A remote austere forward operating base could be set up independently in the country without help from indigenous forces, but securing it and the territory around it for what would be an operation that would last days, but will still be limited in duration, would be very challenging. Overall such a concept is extremely risky and it poses a whole number of extreme logistical and security challenges. Doing so for a one-off operation that lasts hours, not days, is much more plausible, but it does not address the sustained evacuation operations issue.
So, there you have it, there are no good solutions here that immediately come to mind, with the best and most realistic one likely being making a miserable deal with the Taliban to allow the U.S. to continue operations in exchange for funding their dastardly government or who knows what. Even then, getting Afghan allies out of the country will likely not be possible outside of pointed vertical lift operations as the Taliban is already drastically curtailing the ability of Afghans to leave their country.

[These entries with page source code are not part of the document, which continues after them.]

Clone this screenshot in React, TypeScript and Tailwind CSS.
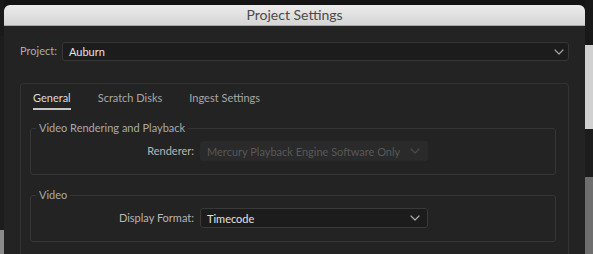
import React from "react";

function Chevron({ className }: { className?: string }) {
  return (
    <svg width="10" height="6" viewBox="0 0 10 6" className={className} fill="none">
      <path d="M1 1l4 4 4-4" stroke="currentColor" strokeWidth="1.2" strokeLinecap="round" strokeLinejoin="round" />
    </svg>
  );
}

function Select({ value, disabled }: { value: string; disabled?: boolean }) {
  return (
    <div
      className={
        disabled
          ? "flex h-[20px] w-[228px] items-center justify-between rounded-[3px] bg-[#2a2a2a] pl-[7px] pr-[8px] text-[#585858]"
          : "flex h-[20px] w-[228px] items-center justify-between rounded-[3px] border border-[#393939] bg-[#1c1c1c] pl-[6px] pr-[7px] text-[#e2e2e2]"
      }
    >
      <span className="whitespace-nowrap text-[11px] leading-none">{value}</span>
      <Chevron className={disabled ? "text-[#4a4a4a]" : "text-[#a8a8a8]"} />
    </div>
  );
}

function Group({ title, label, children }: { title: string; label: string; children: React.ReactNode }) {
  return (
    <fieldset className="rounded-[3px] border border-[#363636] pb-[13px] pt-[6px]">
      <legend className="ml-[5px] px-[3px] text-[11px] leading-[14px] text-[#a9a9a9]">{title}</legend>
      <div className="flex items-center">
        <span className="w-[163px] text-right text-[11px] text-[#b5b5b5]">{label}</span>
        <div className="ml-[6px]">{children}</div>
      </div>
    </fieldset>
  );
}

export default function App() {
  return (
    <div className="flex h-[254px] w-[593px] overflow-hidden bg-[#141414] font-['Lato',sans-serif]">
      {/* left edge of the app behind */}
      <div className="flex w-[4px] flex-col">
        <div className="h-[36px] bg-[#1a1a1a]" />
        <div className="flex-1 bg-[#1d1d1d]" />
        <div className="h-[24px] bg-[#8a8a8a]" />
      </div>

      {/* dialog window */}
      <div className="mt-[5px] flex w-[581px] flex-col overflow-hidden">
        <div className="flex h-[21px] shrink-0 items-center justify-center rounded-t-[6px] border-b border-[#a9a9a9] bg-gradient-to-b from-[#ececec] to-[#d5d5d5]">
          <span className="text-[14px] leading-none text-[#4b4b4b]">Project Settings</span>
        </div>
        <div className="flex flex-1 flex-col bg-[#232323] px-[16px] pt-[16px]">
          <div className="flex items-center">
            <span className="w-[42px] text-[11px] text-[#ababab]">Project:</span>
            <div className="flex h-[19px] flex-1 items-center justify-between rounded-[3px] border border-[#363636] bg-[#1c1c1c] pl-[6px] pr-[4px]">
              <span className="text-[11px] leading-none text-[#e4e4e4]">Auburn</span>
              <Chevron className="text-[#a0a0a0]" />
            </div>
          </div>

          <div className="mt-[22px] flex-1 rounded-t-[4px] border border-b-0 border-[#333333] pl-[9px] pr-[12px]">
            <div className="flex pl-[3px] pt-[6px] text-[11px]">
              <div className="flex flex-col">
                <span className="leading-[16px] text-[#dadada]">General</span>
                <div className="mt-[2px] h-[2px] bg-[#c6c6c6]" />
              </div>
              <span className="ml-[27px] leading-[16px] text-[#a7a7a7]">Scratch Disks</span>
              <span className="ml-[27px] leading-[16px] text-[#a7a7a7]">Ingest Settings</span>
            </div>

            <div className="mt-[11px]">
              <Group title="Video Rendering and Playback" label="Renderer:">
                <Select value="Mercury Playback Engine Software Only" disabled />
              </Group>
            </div>
            <div className="mt-[13px]">
              <Group title="Video" label="Display Format:">
                <Select value="Timecode" />
              </Group>
            </div>
          </div>
        </div>
      </div>

      {/* right edge: photo behind */}
      <div className="flex flex-1 flex-col">
        <div className="h-[45px] bg-[#181818]" />
        <div className="h-[84px] bg-[#d0d0d0]" />
        <div className="h-[48px] bg-[#1c1c1c]" />
        <div className="flex-1 bg-[#6e6e6e]" />
      </div>
    </div>
  );
}
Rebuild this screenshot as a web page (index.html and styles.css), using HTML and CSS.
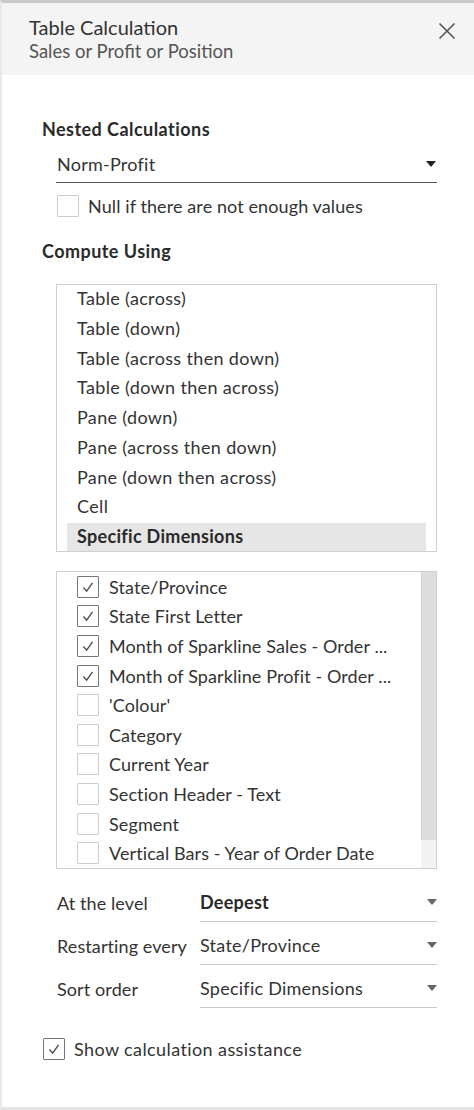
FILE: index.html
```html
<!DOCTYPE html>
<html>
<head>
<meta charset="utf-8">
<link rel="stylesheet" href="styles.css">
</head>
<body>
<div class="frame">
  <div class="header">
    <div class="titles">
      <div class="title">Table Calculation</div>
      <div class="subtitle">Sales or Profit or Position</div>
    </div>
    <svg class="close" width="18" height="18" viewBox="0 0 18 18"><path d="M1.5 1.5 L16.5 16.5 M16.5 1.5 L1.5 16.5" stroke="#555" stroke-width="1.6" fill="none"/></svg>
  </div>
  <div class="content">
    <div class="heading h-nested">Nested Calculations</div>
    <div class="select select-main">
      <span class="select-text">Norm-Profit</span>
      <span class="arrow arrow-dark"></span>
    </div>
    <div class="check-row row-null">
      <span class="cb"></span>
      <span class="cb-label">Null if there are not enough values</span>
    </div>
    <div class="heading h-compute">Compute Using</div>
    <div class="listbox">
      <div class="list-inner">
        <div class="item">Table (across)</div>
        <div class="item">Table (down)</div>
        <div class="item">Table (across then down)</div>
        <div class="item">Table (down then across)</div>
        <div class="item">Pane (down)</div>
        <div class="item">Pane (across then down)</div>
        <div class="item">Pane (down then across)</div>
        <div class="item">Cell</div>
        <div class="item selected">Specific Dimensions</div>
      </div>
    </div>
    <div class="checklist">
      <div class="check-items">
        <div class="ci"><span class="cb checked"><svg viewBox="0 0 22 22"><path d="M6 11.5 L9.5 15.5 L16 6.5" stroke="#4a4a4a" stroke-width="1.5" fill="none"/></svg></span><span class="ci-label">State/Province</span></div>
        <div class="ci"><span class="cb checked"><svg viewBox="0 0 22 22"><path d="M6 11.5 L9.5 15.5 L16 6.5" stroke="#4a4a4a" stroke-width="1.5" fill="none"/></svg></span><span class="ci-label">State First Letter</span></div>
        <div class="ci"><span class="cb checked"><svg viewBox="0 0 22 22"><path d="M6 11.5 L9.5 15.5 L16 6.5" stroke="#4a4a4a" stroke-width="1.5" fill="none"/></svg></span><span class="ci-label">Month of Sparkline Sales - Order ...</span></div>
        <div class="ci"><span class="cb checked"><svg viewBox="0 0 22 22"><path d="M6 11.5 L9.5 15.5 L16 6.5" stroke="#4a4a4a" stroke-width="1.5" fill="none"/></svg></span><span class="ci-label">Month of Sparkline Profit - Order ...</span></div>
        <div class="ci"><span class="cb"></span><span class="ci-label">'Colour'</span></div>
        <div class="ci"><span class="cb"></span><span class="ci-label">Category</span></div>
        <div class="ci"><span class="cb"></span><span class="ci-label">Current Year</span></div>
        <div class="ci"><span class="cb"></span><span class="ci-label">Section Header - Text</span></div>
        <div class="ci"><span class="cb"></span><span class="ci-label">Segment</span></div>
        <div class="ci"><span class="cb"></span><span class="ci-label">Vertical Bars - Year of Order Date</span></div>
      </div>
      <div class="scrollbar"><div class="thumb"></div></div>
    </div>
    <div class="fields">
      <div class="field">
        <span class="field-label">At the level</span>
        <div class="select select-small"><span class="select-text bold">Deepest</span><span class="arrow"></span></div>
      </div>
      <div class="field">
        <span class="field-label">Restarting every</span>
        <div class="select select-small"><span class="select-text">State/Province</span><span class="arrow"></span></div>
      </div>
      <div class="field">
        <span class="field-label">Sort order</span>
        <div class="select select-small"><span class="select-text">Specific Dimensions</span><span class="arrow"></span></div>
      </div>
    </div>
    <div class="check-row row-assist">
      <span class="cb checked"><svg viewBox="0 0 22 22"><path d="M6 11.5 L9.5 15.5 L16 6.5" stroke="#4a4a4a" stroke-width="1.5" fill="none"/></svg></span>
      <span class="cb-label">Show calculation assistance</span>
    </div>
  </div>
</div>
</body>
</html>
```
FILE: styles.css
```css
* { box-sizing: border-box; }
html, body { margin: 0; padding: 0; background: #fff; }
body {
  width: 474px;
  height: 1110px;
  overflow: hidden;
  font-family: Lato, "Liberation Sans", sans-serif;
  color: #333;
}
.frame {
  width: 474px;
  height: 1110px;
  border-top: 3px solid #c8c8c8;
  border-left: 2px solid #e9e9e9;
  border-bottom: 3px solid #e4e4e4;
  display: flex;
  flex-direction: column;
}
.header {
  height: 72px;
  background: #f4f4f4;
  display: flex;
  justify-content: space-between;
  align-items: flex-start;
  padding: 12px 18px 0 27px;
  flex-shrink: 0;
}
.title {
  font-size: 20px;
  line-height: 24px;
  color: #333;
}
.subtitle {
  font-size: 18.5px;
  line-height: 24px;
  color: #555;
}
.close { margin-top: 7px; }
.content {
  padding-left: 40px;
  padding-right: 37px;
  display: flex;
  flex-direction: column;
}
.heading {
  font-size: 18px;
  font-weight: bold;
  line-height: 22px;
  letter-spacing: 0.45px;
  color: #2a2a2a;
}
.h-nested { margin-top: 43px; }
.h-compute { margin-top: 19px; }
.select {
  display: flex;
  align-items: center;
  justify-content: space-between;
  font-size: 18px;
  letter-spacing: 0.25px;
}
.select-main {
  margin-left: 14px;
  height: 35px;
  margin-top: 8px;
  border-bottom: 1.5px solid #555;
  padding: 0 1px 2px 1px;
}
.arrow {
  width: 0; height: 0;
  border-left: 5px solid transparent;
  border-right: 5px solid transparent;
  border-top: 6px solid #666;
  margin-right: 0;
}
.arrow-dark { border-top-color: #222; }
.check-row {
  display: flex;
  align-items: center;
  height: 30px;
}
.row-null { margin-left: 15px; margin-top: 8px; }
.cb {
  width: 22px; height: 22px;
  border: 1px solid #ccc;
  border-radius: 1px;
  flex-shrink: 0;
  display: block;
  background: #fff;
}
.cb.checked { border-color: #777; }
.cb svg { width: 20px; height: 20px; display: block; }
.cb-label { font-size: 18px; margin-left: 9px; letter-spacing: 0.1px; }
.listbox {
  margin-left: 14px;
  margin-top: 22px;
  height: 268px;
  border: 1px solid #cfcfcf;
  overflow: hidden;
  padding: 0 10px;
}
.item {
  height: 29.75px;
  line-height: 27px;
  font-size: 18px;
  letter-spacing: 0.35px;
  padding-left: 10px;
}
.item.selected {
  background: #e6e6e6;
  font-weight: bold;
  letter-spacing: 0.3px;
  color: #2a2a2a;
}
.checklist {
  margin-left: 14px;
  margin-top: 19px;
  height: 298px;
  border: 1px solid #cfcfcf;
  display: flex;
  overflow: hidden;
}
.check-items { flex: 1; }
.ci {
  height: 29.6px;
  display: flex;
  align-items: center;
  padding-left: 20px;
}
.ci-label { font-size: 18px; margin-left: 10px; white-space: nowrap; letter-spacing: 0.1px; }
.scrollbar {
  width: 15px;
  background: #f2f2f2;
  display: flex;
  flex-direction: column;
}
.thumb {
  height: 268px;
  background: #dddddd;
  border-left: 1px solid #d4d4d4;
}
.fields {
  margin-top: 16px;
  display: flex;
  flex-direction: column;
  gap: 6px;
}
.field {
  display: flex;
  align-items: flex-start;
  margin-left: 15px;
}
.field-label {
  width: 143px;
  font-size: 18px;
  line-height: 36px;
  letter-spacing: 0.1px;
}
.select-small {
  flex: 1;
  height: 37px;
  border-bottom: 1px solid #c8c8c8;
  padding: 0 0 2px 0;
}
.bold { font-weight: bold; color: #2a2a2a; }
.row-assist { margin-top: 26px; margin-left: 1px; }
.row-assist .cb-label { margin-left: 9px; letter-spacing: 0.4px; }
```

The only other option may be just leaving many who the U.S. has promised safe passage behind to be dealt with by the Taliban. But even then, we are unlikely to be fully done with the evacuation, albeit who we can actually extract and when will become incredibly limited.
All this is a product of poor planning and questionable intelligence, or at least questionable interpretation and execution based on existing intelligence. We are paying the price now and it could get much higher before this is all over.